What are the essential benefits of TDD? Well, I would say something like this:

  • Design: useful feedback, pushing you away from long methods and tightly-coupled classes, because they’re hard to test.
  • Refactoring: quickly detecting regression when you make a mistake
  • Productivity: helping you to manage complexity and work incrementally

So is it possible to get these things in another way? Without driving development minute-by-minute with tests? Well, that’s probably the subject of another blog post…

You might be interested to watch a video of my recent keynote speech at Europython, where I told this story.

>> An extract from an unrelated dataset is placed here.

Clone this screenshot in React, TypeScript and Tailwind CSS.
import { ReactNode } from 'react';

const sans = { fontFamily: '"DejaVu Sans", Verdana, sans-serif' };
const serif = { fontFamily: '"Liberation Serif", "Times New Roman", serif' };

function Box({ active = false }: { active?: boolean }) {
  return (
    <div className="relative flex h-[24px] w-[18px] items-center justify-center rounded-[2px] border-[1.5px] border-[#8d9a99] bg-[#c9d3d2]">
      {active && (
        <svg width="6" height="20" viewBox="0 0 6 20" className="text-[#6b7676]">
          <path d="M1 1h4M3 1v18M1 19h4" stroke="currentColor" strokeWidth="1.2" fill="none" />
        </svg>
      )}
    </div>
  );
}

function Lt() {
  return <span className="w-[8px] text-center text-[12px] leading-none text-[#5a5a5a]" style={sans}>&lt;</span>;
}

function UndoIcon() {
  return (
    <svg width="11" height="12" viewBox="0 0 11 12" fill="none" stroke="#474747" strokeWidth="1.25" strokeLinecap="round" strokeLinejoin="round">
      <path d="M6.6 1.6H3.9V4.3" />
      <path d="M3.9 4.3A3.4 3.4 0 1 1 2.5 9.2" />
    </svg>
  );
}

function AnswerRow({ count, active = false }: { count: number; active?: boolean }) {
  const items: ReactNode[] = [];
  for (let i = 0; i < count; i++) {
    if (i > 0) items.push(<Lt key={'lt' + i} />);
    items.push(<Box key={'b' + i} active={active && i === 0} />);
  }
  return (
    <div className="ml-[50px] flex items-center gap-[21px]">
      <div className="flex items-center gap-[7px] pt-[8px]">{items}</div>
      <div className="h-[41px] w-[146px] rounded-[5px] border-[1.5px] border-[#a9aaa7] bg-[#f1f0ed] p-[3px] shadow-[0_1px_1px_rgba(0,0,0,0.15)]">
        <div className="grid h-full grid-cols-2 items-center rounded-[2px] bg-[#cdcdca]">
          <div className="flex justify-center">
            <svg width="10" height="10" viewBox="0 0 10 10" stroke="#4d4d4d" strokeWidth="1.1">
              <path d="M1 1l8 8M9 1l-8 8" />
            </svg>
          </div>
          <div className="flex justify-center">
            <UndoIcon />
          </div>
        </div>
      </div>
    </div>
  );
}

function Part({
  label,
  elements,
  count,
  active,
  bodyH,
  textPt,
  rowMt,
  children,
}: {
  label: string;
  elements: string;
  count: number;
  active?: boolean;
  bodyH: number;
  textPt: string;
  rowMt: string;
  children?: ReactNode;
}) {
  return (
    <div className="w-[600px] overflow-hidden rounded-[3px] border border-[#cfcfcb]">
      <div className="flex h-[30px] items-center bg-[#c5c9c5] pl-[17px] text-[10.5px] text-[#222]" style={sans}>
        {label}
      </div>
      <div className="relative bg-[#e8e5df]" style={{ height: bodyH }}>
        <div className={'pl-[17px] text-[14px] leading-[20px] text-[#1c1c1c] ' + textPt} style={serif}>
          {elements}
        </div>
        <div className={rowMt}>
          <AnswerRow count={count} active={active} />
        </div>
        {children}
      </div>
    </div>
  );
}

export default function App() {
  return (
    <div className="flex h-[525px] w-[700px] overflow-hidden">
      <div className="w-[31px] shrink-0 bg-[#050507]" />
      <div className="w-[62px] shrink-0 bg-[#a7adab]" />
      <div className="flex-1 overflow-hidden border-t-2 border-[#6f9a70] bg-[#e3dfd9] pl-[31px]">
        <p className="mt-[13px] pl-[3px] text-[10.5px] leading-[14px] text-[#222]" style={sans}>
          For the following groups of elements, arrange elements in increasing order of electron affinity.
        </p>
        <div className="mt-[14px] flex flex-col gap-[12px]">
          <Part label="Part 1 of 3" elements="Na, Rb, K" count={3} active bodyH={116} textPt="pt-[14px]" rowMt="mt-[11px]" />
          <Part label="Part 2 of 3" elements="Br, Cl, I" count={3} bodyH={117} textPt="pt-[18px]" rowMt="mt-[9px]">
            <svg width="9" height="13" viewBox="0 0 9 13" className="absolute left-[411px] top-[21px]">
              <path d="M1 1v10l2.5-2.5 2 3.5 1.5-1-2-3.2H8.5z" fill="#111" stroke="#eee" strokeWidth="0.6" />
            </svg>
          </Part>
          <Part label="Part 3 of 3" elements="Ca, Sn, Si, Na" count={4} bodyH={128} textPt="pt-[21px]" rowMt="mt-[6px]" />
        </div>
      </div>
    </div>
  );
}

I was recently at the Software Craftsmanship Conference at Bletchley Park in the UK. This is a one-day conference for software developers, attended by around 150 programmers. All proceeds from the event go to support Bletchley Park, which is of historical interest to programmers in particular – the site where Alan Turing and others cracked the enigma code in the 2nd world war. It was the fifth time this conference has been run, and the first time I attended. This is a short experience report.

In the morning I ran a workshop titled “Outside-In, with or without Mocks?“. We were about 50 people in the Ballroom in the Mansion, a very grand room, and it was really great to see so many people working in pairs at laptops, puzzling over some code and tests and how to do Test Driven Development. We were looking at a code kata I’ve designed called “Train Reservation“. It’s in no way a beginner exercise, and the crowd at Bletchley seemed to get on with it rather well on the whole. I’m just sorry I didn’t get round to talk to each pair very often, with 24 pairs I only had a couple of conversations with each during the 2 hour session!

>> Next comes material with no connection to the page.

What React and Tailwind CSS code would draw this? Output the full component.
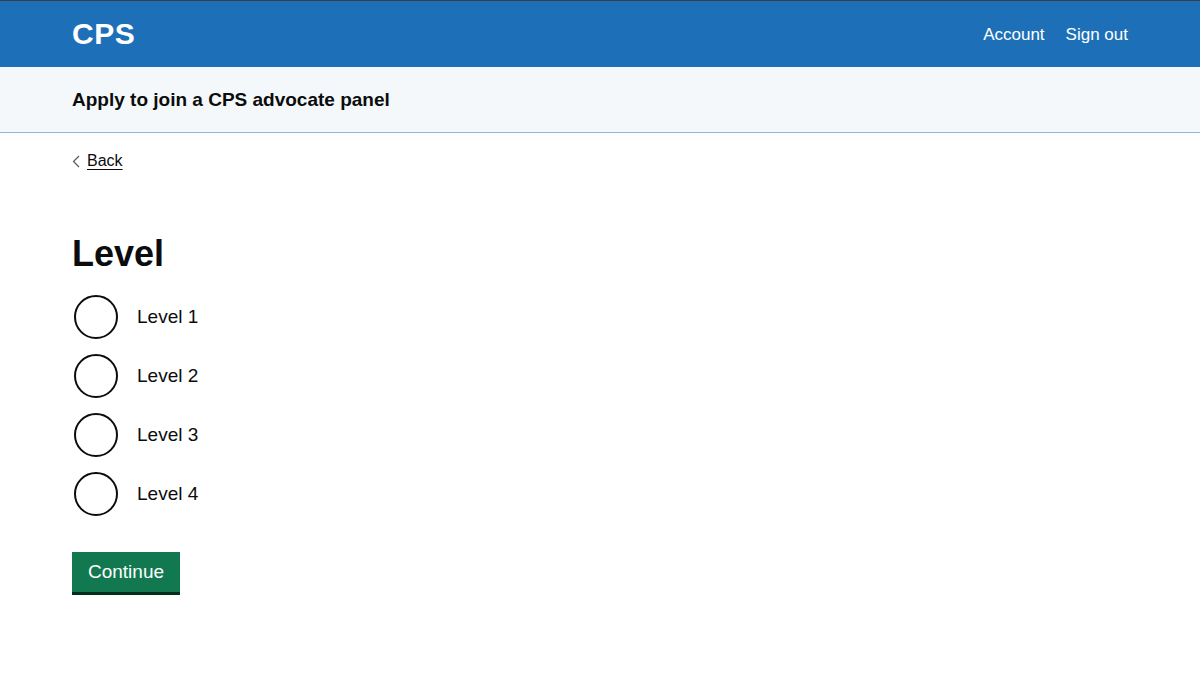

I set up the exercise more or less to force people to use some kind of mock, fake or stub to replace the Booking Reference Service and the Train Data Service, because I am interested in how different people use these. I’ve observed that some programmers avoid using test doubles whenever possible, while others use them frequently. I’ve also observed that some people prefer to work outside-in, starting with a guiding test, while others prefer to start with the business rules at the heart of the problem and work outwards from there. At this particular workshop, there were all sorts of approaches being used. Some started with the guiding test and stubbed the services. Others started with the business logic around the seat selection rules. Different approaches, as I had hoped! Overall I feel encouraged that this exercise is a useful one, and people seemed to get on better with it than the last time I ran it, at XP2013. It’s till rather too big of a problem to tackle in a half day workshop though. I’ll be updating it some more before I run it again, although I don’t have any fixed plans for when that will be yet.

In the afternoon, I went to a session by Ivan Moore and Mike Hill, “Inheritance to Composition“. They gave us a demo of this particular refactoring using a very simple codebase, before launching us into a much more complex one – Fitnesse (starting from the branch “revised-ResponderFactory”). The idea was to take some classes that were using Inheritance – specifically the Template Method pattern – and convert them to instead use Composition – specifically the Strategy pattern. They also helpfully provided us with a sheet of instructions – 6 steps to complete the refactoring with minimal risk and code breakage.

My pair and I got on fairly well with the refactoring, and by the end of the session we were on step 5 with the goal in sight. The experience was of using Eclipse’s refactoring tools extensively, and relying a great deal on the compiler. The tests we had to lean on took a minute and a half to run, and actually, the tests for the classes we were working on were more mini-integration tests than unit tests as such. It meant there were relatively few updates to the tests as we did the refactoring, but the feedback loop was slow. I thought that was really interesting, and was wondering how the experience of the refactoring would change in a language like Python. There you don’t have a compiler, or very much help from refactoring tools.

So after the workshop, I set about trying to construct a similar problem in Python. Perhaps understandably, I didn’t want to translate the whole of Fitnesse to Python, (!), so I tried to re-write only the elements of it essential to this exercise. You can have a look at what I’ve come up with in my new repo “WikiSearchKata“. I’m still working on preparing this properly as an exercise, (the instructions are still rather thin), but I plan to try it out at a GothPy meeting sometime soon.

After the conference sessions had ended, we were treated to a guided tour of the National Museum of Computing which was for me, the highlight of the day! Our enthusiastic guide showed us all sorts of ancient computers and storage devices and punch cards… a few I recognized from my childhood. My dad used to bring home old punch cards and my mum used to write her shopping lists on them when she went to the supermarket. They had a 48K ZX spectrum with rubber keys – just the same as the one I wrote my first program on! They had a CRAY supercomputer similar to the one I remember seeing once when I visited my dad’s work as a child. It’s a similar size to (the outside view of) a Tardis, with a big red button on the front. I don’t think we found out what the red button does, but the guide did say we probably have more computing power in the smartphone in our pocket! I found the changes in storage capacity actually even more impressive. They had these washing-machine sized boxes and dinner-plate sized metal disks that together made a hard drive. I think it held something like 4K.

The highlight of the tour was the WITCH computer – the oldest working computer in the world. It was brilliant! You could actually see what it was doing while it read in a paper tape punched with holes – the program – and loaded values into registries and did calculations. It made this fantastic whirring noise as it ran, and has all these little whizzy flashing lights. It works in decimal rather than binary, so each number is represented by a little “dekatron” – a glass tube with a red light inside, that moves between positions 0-9 in a circle. So you can read which number is in the registry by looking at the position of each light in the array. They also had this little button you could press to make it step through the program one instruction at a time. I got to press it, and single-step a computer from 1951!

Compared with other conferences I’ve been too, this one was rather short, just one day, and with rather long sessions – half or whole day. It was hard work coding and facilitating all day, but in general very interesting people and coding exercises. A second day would have made it more worthwhile my making the trip. In any case, my thanks to Jon Dickinson for organizing it.